UPDATE: Via Twitter, Chris Williams told me they’re building to keep retailers relevant and foster smarter business practices, including digital properties. This is great news. You can follow Chris’s blog (click here), make sure to read: “It’s about the EXISTING marketplace.”

  1. In order to be fair and balanced, here’s someone who completely disagrees with my optimism:

  2. When I first got my prepaid celly from Virgin, I used to buy minutes by going into a store and buying the card and programming said minutes into my phone using the password on the reciept. Until I realized I could just buy them online!

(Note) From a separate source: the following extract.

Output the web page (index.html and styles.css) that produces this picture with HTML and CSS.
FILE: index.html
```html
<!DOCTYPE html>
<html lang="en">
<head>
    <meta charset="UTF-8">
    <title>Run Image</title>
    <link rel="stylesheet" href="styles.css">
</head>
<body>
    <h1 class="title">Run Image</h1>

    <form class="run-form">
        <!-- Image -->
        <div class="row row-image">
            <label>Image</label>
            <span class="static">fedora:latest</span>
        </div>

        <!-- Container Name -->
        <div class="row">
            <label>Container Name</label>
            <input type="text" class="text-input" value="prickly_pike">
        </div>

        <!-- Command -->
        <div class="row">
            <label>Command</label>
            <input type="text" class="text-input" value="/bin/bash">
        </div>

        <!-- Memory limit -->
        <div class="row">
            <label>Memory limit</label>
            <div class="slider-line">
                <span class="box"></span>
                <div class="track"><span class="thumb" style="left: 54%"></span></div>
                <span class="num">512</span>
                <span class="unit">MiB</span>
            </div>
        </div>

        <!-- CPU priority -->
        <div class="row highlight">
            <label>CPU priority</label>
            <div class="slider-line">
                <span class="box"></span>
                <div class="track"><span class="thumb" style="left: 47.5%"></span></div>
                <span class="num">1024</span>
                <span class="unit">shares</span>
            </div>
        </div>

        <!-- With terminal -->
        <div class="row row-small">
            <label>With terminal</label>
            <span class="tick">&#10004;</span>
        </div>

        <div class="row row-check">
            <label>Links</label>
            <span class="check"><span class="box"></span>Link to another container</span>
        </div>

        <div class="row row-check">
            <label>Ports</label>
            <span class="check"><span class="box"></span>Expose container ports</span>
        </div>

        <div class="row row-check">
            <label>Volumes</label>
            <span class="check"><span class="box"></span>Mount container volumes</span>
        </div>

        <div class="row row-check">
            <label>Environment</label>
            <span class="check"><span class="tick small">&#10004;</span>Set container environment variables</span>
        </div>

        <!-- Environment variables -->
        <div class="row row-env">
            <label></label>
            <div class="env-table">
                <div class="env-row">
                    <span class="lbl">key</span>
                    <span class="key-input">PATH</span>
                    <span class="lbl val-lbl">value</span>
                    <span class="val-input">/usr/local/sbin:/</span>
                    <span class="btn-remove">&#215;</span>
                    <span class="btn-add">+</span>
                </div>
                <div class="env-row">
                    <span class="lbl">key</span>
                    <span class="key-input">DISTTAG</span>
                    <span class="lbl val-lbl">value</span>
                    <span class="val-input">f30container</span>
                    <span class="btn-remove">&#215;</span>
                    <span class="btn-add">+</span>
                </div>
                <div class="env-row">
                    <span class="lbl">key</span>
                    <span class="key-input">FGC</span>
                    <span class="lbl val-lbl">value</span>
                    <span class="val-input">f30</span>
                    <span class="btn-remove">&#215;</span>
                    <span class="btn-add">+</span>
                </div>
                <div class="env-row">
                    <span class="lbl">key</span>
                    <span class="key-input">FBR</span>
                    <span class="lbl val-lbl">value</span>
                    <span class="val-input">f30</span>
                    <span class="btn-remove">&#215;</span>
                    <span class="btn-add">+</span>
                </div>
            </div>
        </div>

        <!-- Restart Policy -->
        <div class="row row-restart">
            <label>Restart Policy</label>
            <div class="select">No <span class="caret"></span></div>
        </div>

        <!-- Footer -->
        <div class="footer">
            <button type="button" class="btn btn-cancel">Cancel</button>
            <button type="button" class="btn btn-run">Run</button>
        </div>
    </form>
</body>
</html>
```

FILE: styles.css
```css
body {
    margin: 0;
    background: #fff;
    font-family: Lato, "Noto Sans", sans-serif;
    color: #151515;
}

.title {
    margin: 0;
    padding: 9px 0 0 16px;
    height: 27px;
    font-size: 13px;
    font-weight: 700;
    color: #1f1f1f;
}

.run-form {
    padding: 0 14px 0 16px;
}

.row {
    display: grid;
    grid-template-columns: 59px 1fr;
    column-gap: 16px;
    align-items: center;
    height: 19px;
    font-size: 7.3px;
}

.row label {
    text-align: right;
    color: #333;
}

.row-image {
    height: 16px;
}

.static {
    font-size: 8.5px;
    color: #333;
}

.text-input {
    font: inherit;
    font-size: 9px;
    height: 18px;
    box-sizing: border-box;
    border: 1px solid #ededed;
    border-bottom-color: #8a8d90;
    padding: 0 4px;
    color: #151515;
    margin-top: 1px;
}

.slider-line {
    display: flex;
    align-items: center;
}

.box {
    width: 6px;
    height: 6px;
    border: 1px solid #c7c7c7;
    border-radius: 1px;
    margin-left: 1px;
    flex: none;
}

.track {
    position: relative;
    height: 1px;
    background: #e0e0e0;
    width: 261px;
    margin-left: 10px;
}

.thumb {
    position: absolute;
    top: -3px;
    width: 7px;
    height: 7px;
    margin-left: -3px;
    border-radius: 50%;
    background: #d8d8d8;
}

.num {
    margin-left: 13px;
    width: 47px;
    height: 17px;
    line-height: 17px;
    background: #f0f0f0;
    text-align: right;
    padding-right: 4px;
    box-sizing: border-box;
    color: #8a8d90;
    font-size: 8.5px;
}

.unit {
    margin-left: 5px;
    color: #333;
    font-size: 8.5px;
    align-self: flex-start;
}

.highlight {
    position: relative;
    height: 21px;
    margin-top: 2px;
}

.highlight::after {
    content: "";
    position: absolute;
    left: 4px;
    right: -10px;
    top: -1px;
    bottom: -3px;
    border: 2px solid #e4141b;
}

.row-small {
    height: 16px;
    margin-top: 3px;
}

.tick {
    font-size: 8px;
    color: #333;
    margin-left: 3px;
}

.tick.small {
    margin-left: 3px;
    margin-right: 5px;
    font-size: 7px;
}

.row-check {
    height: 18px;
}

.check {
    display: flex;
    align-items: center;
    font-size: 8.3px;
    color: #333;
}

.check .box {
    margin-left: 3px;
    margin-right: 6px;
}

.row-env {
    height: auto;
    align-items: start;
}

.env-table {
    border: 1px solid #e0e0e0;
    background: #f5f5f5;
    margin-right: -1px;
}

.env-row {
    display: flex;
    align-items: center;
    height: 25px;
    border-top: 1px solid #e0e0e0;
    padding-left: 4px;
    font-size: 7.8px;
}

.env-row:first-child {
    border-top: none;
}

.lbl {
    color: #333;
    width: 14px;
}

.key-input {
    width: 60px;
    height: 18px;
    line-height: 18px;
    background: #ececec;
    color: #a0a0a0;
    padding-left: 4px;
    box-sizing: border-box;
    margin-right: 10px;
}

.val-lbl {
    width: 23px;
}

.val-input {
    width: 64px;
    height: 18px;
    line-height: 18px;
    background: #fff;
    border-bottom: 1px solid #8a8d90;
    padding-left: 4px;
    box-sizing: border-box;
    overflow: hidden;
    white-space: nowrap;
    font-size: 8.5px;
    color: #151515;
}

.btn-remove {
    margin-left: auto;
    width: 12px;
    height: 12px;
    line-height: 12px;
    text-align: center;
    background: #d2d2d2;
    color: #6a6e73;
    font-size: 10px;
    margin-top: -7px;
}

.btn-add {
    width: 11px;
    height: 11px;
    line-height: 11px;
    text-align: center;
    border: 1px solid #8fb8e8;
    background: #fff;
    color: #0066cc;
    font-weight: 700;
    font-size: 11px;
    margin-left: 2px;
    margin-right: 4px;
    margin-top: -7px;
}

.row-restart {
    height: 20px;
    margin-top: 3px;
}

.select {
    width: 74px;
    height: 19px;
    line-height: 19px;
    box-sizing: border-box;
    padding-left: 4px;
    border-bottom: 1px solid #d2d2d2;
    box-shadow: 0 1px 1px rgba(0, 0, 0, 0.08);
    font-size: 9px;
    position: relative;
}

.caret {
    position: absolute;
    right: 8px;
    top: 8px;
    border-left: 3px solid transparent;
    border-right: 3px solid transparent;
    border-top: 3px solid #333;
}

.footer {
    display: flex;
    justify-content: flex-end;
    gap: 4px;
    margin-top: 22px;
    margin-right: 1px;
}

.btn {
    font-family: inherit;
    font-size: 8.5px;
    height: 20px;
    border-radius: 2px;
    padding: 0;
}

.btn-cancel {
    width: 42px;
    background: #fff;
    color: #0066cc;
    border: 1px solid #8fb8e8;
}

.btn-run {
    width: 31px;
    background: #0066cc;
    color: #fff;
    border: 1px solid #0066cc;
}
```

    If properly promoted, this thing of theirs will look successful at first. But it’s only a matter of time before people realize there are easier ways. What Diamond has planned is a grafting on of a system to another system that works better without it.

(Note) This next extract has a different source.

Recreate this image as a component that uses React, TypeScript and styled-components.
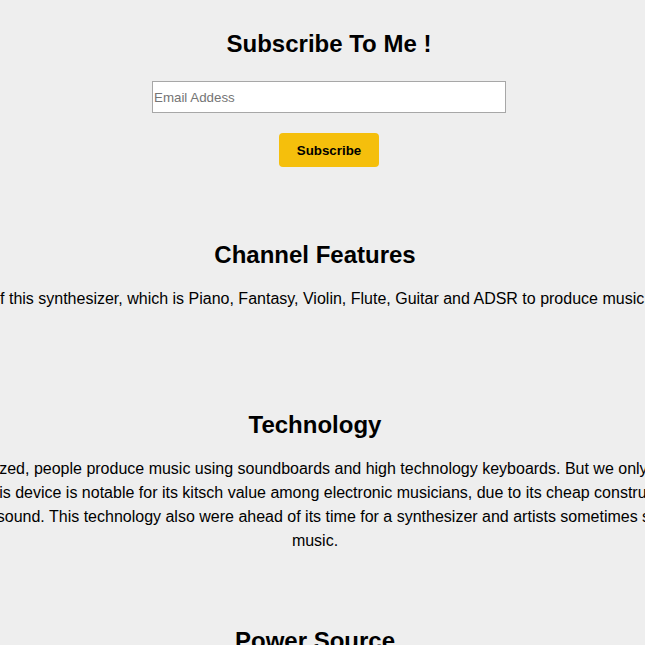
import React from "react";
import styled, { createGlobalStyle } from "styled-components";

const GlobalStyle = createGlobalStyle`
  html {
    scrollbar-width: none;
  }
  html::-webkit-scrollbar,
  body::-webkit-scrollbar {
    display: none;
  }
  body {
    margin: 0;
    background: #eeeeee;
    color: #000000;
    font-family: "Liberation Sans", Arial, sans-serif;
  }
`;

const Page = styled.main`
  display: flex;
  flex-direction: column;
  align-items: center;
  gap: 74px;
  width: 100%;
  padding: 30px 0 60px;
  overflow: hidden;
`;

const SubscribeForm = styled.form`
  display: flex;
  flex-direction: column;
  align-items: center;
  margin-left: 13px;
`;

const Heading = styled.h2`
  margin: 0;
  font-size: 24px;
  line-height: 28px;
  font-weight: bold;
  text-align: center;
`;

const EmailInput = styled.input`
  box-sizing: border-box;
  width: 354px;
  height: 32px;
  margin-top: 23px;
  padding: 1px 1px;
  border: 1px solid #a7a7a7;
  border-radius: 0;
  background: #ffffff;
  font-family: "Liberation Sans", Arial, sans-serif;
  font-size: 13.333px;
  color: #000000;
  outline: none;

  &::placeholder {
    color: #757575;
  }
`;

const SubscribeButton = styled.button`
  width: 100px;
  height: 34px;
  margin-top: 20px;
  border: none;
  border-radius: 4px;
  background: #f5bf0c;
  color: #000000;
  font-family: "Liberation Sans", Arial, sans-serif;
  font-size: 13.333px;
  font-weight: bold;
  cursor: pointer;
`;

const Feature = styled.section<{ $tail?: number }>`
  box-sizing: border-box;
  flex-shrink: 0;
  width: 908px;
  margin-right: 15px;
  padding-bottom: ${(p) => p.$tail ?? 0}px;
  text-align: center;
`;

const Text = styled.p`
  margin: 18px 0 0;
  font-size: 16px;
  line-height: 24px;
`;

const features = [
  {
    title: "Channel Features",
    tail: 26,
    text: "Use 6 sounds of this synthesizer, which is Piano, Fantasy, Violin, Flute, Guitar and ADSR to produce music in any styles.",
  },
  {
    title: "Technology",
    tail: 0,
    text: "Now music is digitized, people produce music using soundboards and high technology keyboards. But we only need one thing: the Casio VL-1. This device is notable for its kitsch value among electronic musicians, due to its cheap construction, small size, and its distinctive sound. This technology also were ahead of its time for a synthesizer and artists sometimes still use it to play music.",
  },
  {
    title: "Power Source",
    tail: 0,
    text: "The VL-Tone runs on four small batteries, so you can carry it anywhere and play wherever you are.",
  },
];

export default function App() {
  return (
    <>
      <GlobalStyle />
      <Page>
        <SubscribeForm onSubmit={(e) => e.preventDefault()}>
          <Heading>Subscribe To Me !</Heading>
          <EmailInput type="email" placeholder="Email Addess" />
          <SubscribeButton type="submit">Subscribe</SubscribeButton>
        </SubscribeForm>
        {features.map((f) => (
          <Feature key={f.title} $tail={f.tail}>
            <Heading>{f.title}</Heading>
            <Text>{f.text}</Text>
          </Feature>
        ))}
      </Page>
    </>
  );
}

    I want comic shops to be successful, but I’m not sure this solution is elegant enough.

  3. Good point! Although, I think buying minutes for a cell phone is different from buying digital comics. Minutes are minutes. There’s no need to pick the “best” minutes. However, presumably, a good comic book retailer can direct me towards some comics that I might enjoy. Comics I might not find on my own. Digital downloads are an option for testing new books. Also, for those people who are going to buy the physical comic anyway, the “digital plus” will be good. I have no loyalty to a cell phone company (even though they force into a contract). In contrast, a comic book store is a relationship-based business. I agree that it’s not an elegant solution, but I don’t think this is the “final version” of digital commerce for our industry. In my opinion, it’s a good start for them. They are targeting the existing marketplace.